Finding confidence, joy, and the courage to speak out after six years in college, Tamiah Coffee bears it all: herself, exactly the way she is.
*Editor’s Note: Advanced Photojournalism Documentary Project, Prof. Eric Thomas, University of Kansas Spring ’23
“Being a black woman on this campus has sucked for so long.”
25-year-old Tamiah Reneé Coffee (she/they) graduates from KU this spring with a BA in Film & Media Studies and a minor in African & African American Studies with a concentration in Music and Culture, after 6 years at college.
Tamiah, or “Coffee” as she prefers to be known, started college at KU in 2016.
“When I got into here I fucking cried like it was fucking Princeton, and then I got here and realized it was all this glass bubble,” she said. “There are very dangerous places on this campus.”
Some of these places included the Scholarship Halls on campus, where Coffee shared a room with three black women, the only other women of color in the entire 50+ student hall. Their room was also in a secluded part of the building, separated from everyone else. “It’s crazy, and it’s really sad.”
After three years of initial challenges, Coffee took a year off from school in 2019. After returning, she made Murphy Hall, the building where Theatre and Music classes happen, her home on campus. Unfortunately, the year she came back was 2020, and the pandemic halted that on-campus experience. After the pandemic though? Coffee flourished.
“Being here [Murphy Hall] the last two years has made me feel very safe and at home, and feel like all that shit was worth it,” she said. “I’ve learned how to persevere here.”
Perseverance isn’t the only skill that Coffee holds dear. She is grateful for the skills she’s learned in her Film and Media studies because they give her the tools she needs to speak out. And that’s exactly what she plans on doing.
“You gotta get mad and you gotta speak up,” she said. “I’m here to disrupt some shit and shake some shit because that shit that’s been happening every day in the fucking news pisses me off.

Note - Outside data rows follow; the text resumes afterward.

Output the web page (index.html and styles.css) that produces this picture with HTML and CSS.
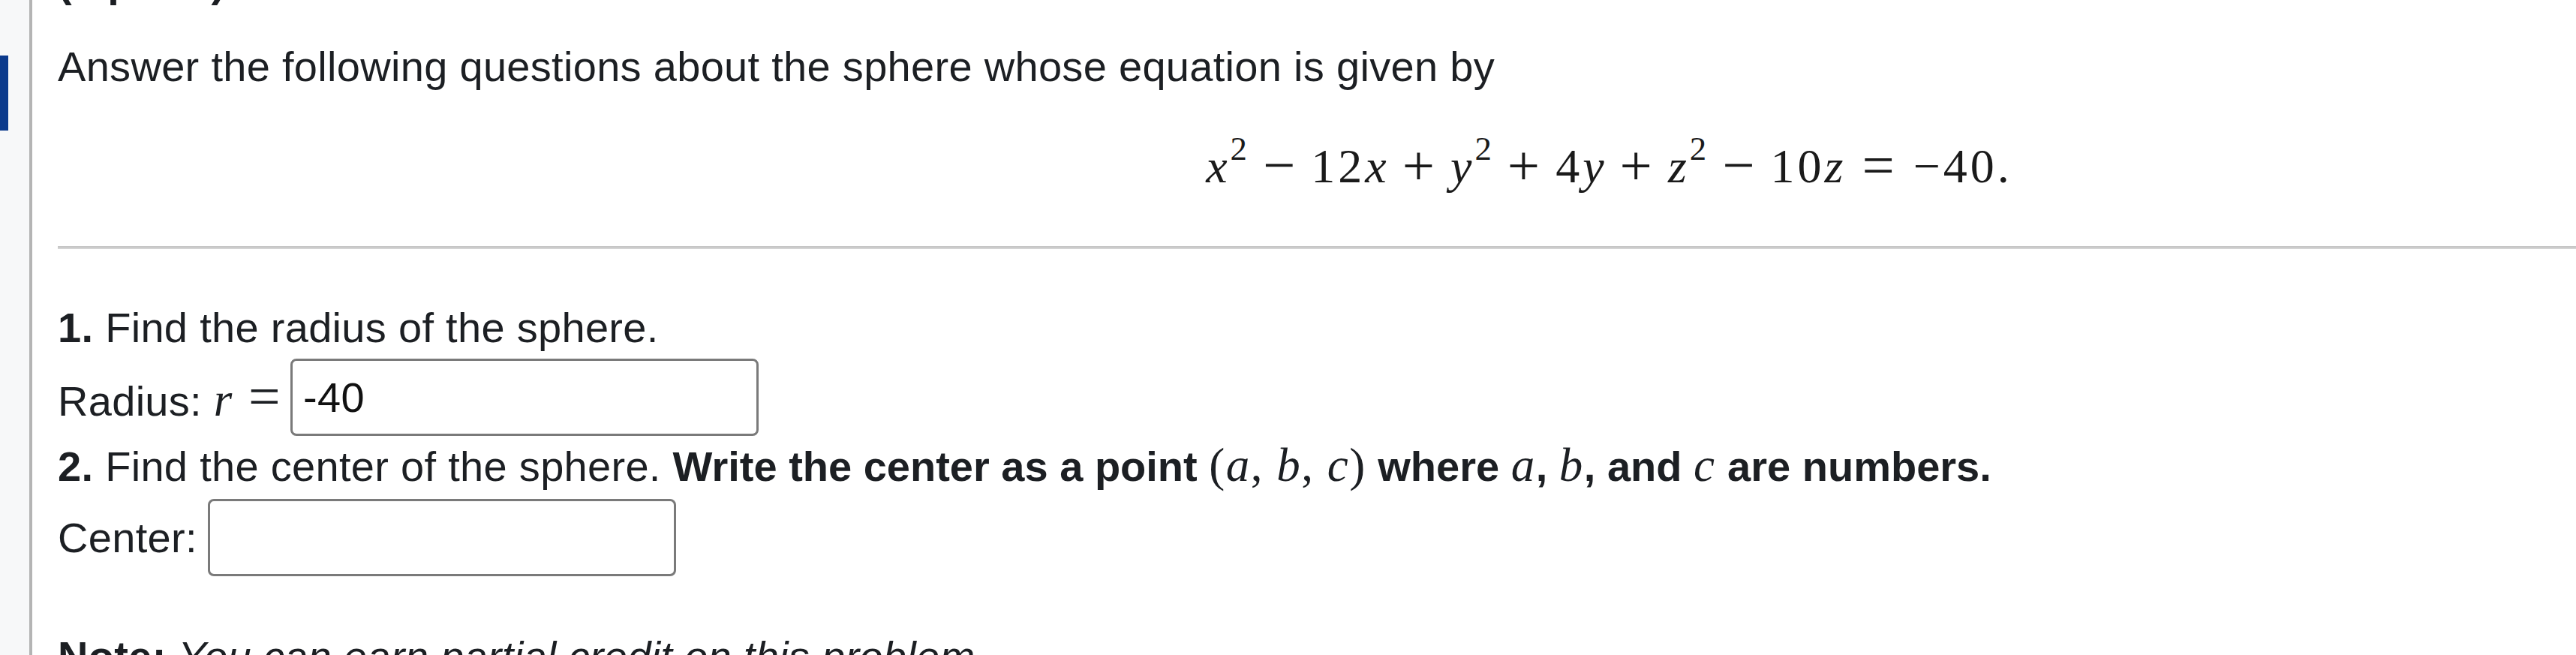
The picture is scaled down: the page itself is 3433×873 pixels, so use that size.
FILE: index.html
```html
<!DOCTYPE html>
<html lang="en">
<head>
<meta charset="utf-8">
<title>Sphere problem</title>
<link rel="stylesheet" href="styles.css">
</head>
<body>
<div class="page">
  <aside class="rail"><div class="rail-marker"></div></aside>
  <main class="problem">
    <p class="points">(1 point)</p>
    <p class="intro">Answer the following questions about the sphere whose equation is given by</p>
    <div class="display-math"><span class="mi">x</span><sup class="msup">2</sup><span class="mo">−</span><span class="mn">12</span><span class="mi">x</span><span class="mo">+</span><span class="mi">y</span><sup class="msup">2</sup><span class="mo">+</span><span class="mn">4</span><span class="mi">y</span><span class="mo">+</span><span class="mi">z</span><sup class="msup">2</sup><span class="mo">−</span><span class="mn">10</span><span class="mi">z</span><span class="mo rel">=</span><span class="mn neg">−</span><span class="mn">40.</span></div>
    <hr class="rule">
    <p class="question q1"><b>1.</b> Find the radius of the sphere.</p>
    <div class="answer-row radius-row">
      <span class="label">Radius: <span class="math"><i>r</i><span class="rel-inline">=</span></span></span>
      <input class="answer" type="text" value="-40" aria-label="Radius">
    </div>
    <p class="question q2"><b>2.</b> Find the center of the sphere. <b class="emph">Write the center as a point <span class="math">(<i>a</i>, <i>b</i>, <i>c</i>)</span> where <span class="math"><i>a</i></span>, <span class="math"><i>b</i></span>, and <span class="math"><i>c</i></span> are numbers.</b></p>
    <div class="answer-row center-row">
      <span class="label">Center:</span>
      <input class="answer" type="text" value="" aria-label="Center">
    </div>
    <p class="note"><b>Note:</b> <i>You can earn partial credit on this problem.</i></p>
  </main>
</div>
</body>
</html>
```

FILE: styles.css
```css
html {
  overflow: hidden;
}

body {
  margin: 0;
  background: #ffffff;
  color: #1c1f23;
  font-family: "Liberation Sans", Arial, sans-serif;
  font-size: 56px;
  line-height: 67px;
  letter-spacing: 0.3px;
}

.page {
  display: flex;
  min-height: 873px;
}

.rail {
  flex: none;
  width: 39px;
  background: #f7f8f9;
  border-right: 4px solid #b4b4b4;
}

.rail-marker {
  margin-top: 74px;
  width: 11px;
  height: 100px;
  background: #0b3a8c;
}

.problem {
  flex: none;
  width: 4135px;
  padding-left: 34px;
  display: flex;
  flex-direction: column;
}

p {
  margin: 0;
}

.points {
  margin-top: -58px;
  font-weight: bold;
}

.intro {
  margin-top: 46px;
}

.display-math {
  margin-top: 63px;
  height: 72px;
  text-align: center;
  font-family: "Liberation Serif", "Times New Roman", serif;
  font-size: 64px;
  line-height: 72px;
  letter-spacing: 4px;
  color: #1a1a1a;
}

.mi {
  font-style: italic;
}

.msup {
  font-size: 0.7em;
  line-height: 0;
  vertical-align: 30px;
}

.mo {
  font-size: 1.2em;
  margin: 0 17px;
  vertical-align: -3px;
}

.mo.rel {
  margin: 0 21px;
}

.rule {
  margin: 71px 0 0;
  height: 0;
  border: 0;
  border-top: 2px solid #c6c6c6;
  border-bottom: 2px solid #d4d4d4;
}

.question.q1 {
  margin-top: 71px;
}

.answer-row {
  display: flex;
  align-items: center;
}

.radius-row {
  margin-top: 8px;
}

.q2 {
  margin-top: 7px;
}

.emph {
  letter-spacing: 0;
}

.center-row {
  margin-top: 10px;
}

.math {
  font-family: "Liberation Serif", "Times New Roman", serif;
  font-weight: normal;
  font-size: 63px;
  line-height: 1;
  letter-spacing: 1.5px;
}

.math i {
  font-style: italic;
}

.rel-inline {
  margin: 0 0 0 20px;
  font-size: 1.2em;
}

.answer {
  box-sizing: border-box;
  width: 624px;
  height: 103px;
  margin: 0 0 0 12px;
  padding: 0 14px;
  border: 3px solid #7a7a7a;
  border-radius: 8px;
  background: #ffffff;
  color: #111111;
  font-family: "Liberation Sans", Arial, sans-serif;
  font-size: 56px;
  letter-spacing: 0.3px;
  outline: none;
}

.center-row .answer {
  margin-left: 14px;
}

.note {
  margin-top: 73px;
}
```
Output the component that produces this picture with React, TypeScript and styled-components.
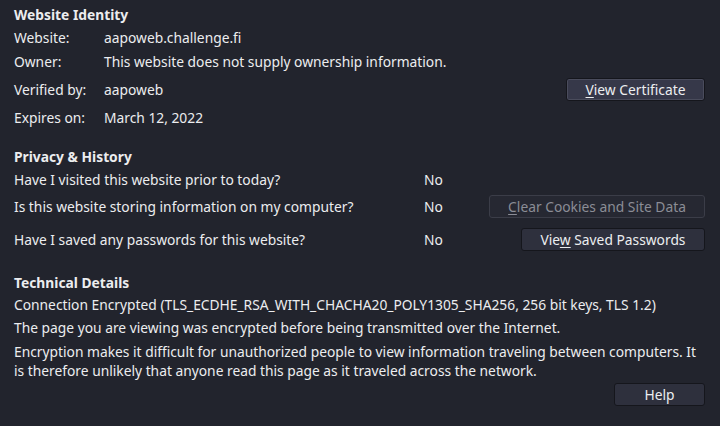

I need to say something about it.”
Coffee plans to start her own podcast after a podcast she did at KU about being a woman of color on a predominantly white campus was super successful.
“A lot of people did not like it, and I’m very proud of that.” Coffee said with a laugh.
Speaking out hasn’t always been Coffee’s strong suit, though. She spent a lot of time in ROTC- the Marines specifically. But that ended when she came to college. Despite the fact that she was one of the top-performing cadets and was offered a position among the ranks at KU, she turned it down.
“I’m not gonna keep holding your guns and shoot who you don’t like. What am I going to get? You gon keep oppressing my people? That don’t seem fair!”
However, through all the challenges Coffee has faced, she remains herself, unwilling to change even when facing “shitty people.”
“At the end of the day, I fuck with me. And I fuck with me in all the versions of myself, whether I’m fat as hell, skinny as fuck, depressed, happy, drunk- I don’t give a fuck,” she said. “It’s just giving a fuck about yourself and coming to terms with who you are. Knowing you don’t have to be, like a 10, literally every day cuz that’s unbelievable and unattainable and even Lizzo don’t do that shit. So like, if Lizzo don’t do it then why I gotta do it?”
But overall, Coffee is grateful for her time at KU, and she’s ready for the next chapter of her life.
“KU taught me that greatness lies in some weird ass fucking places,” she said. “I know who I am and I’m true to myself- I love myself so much.”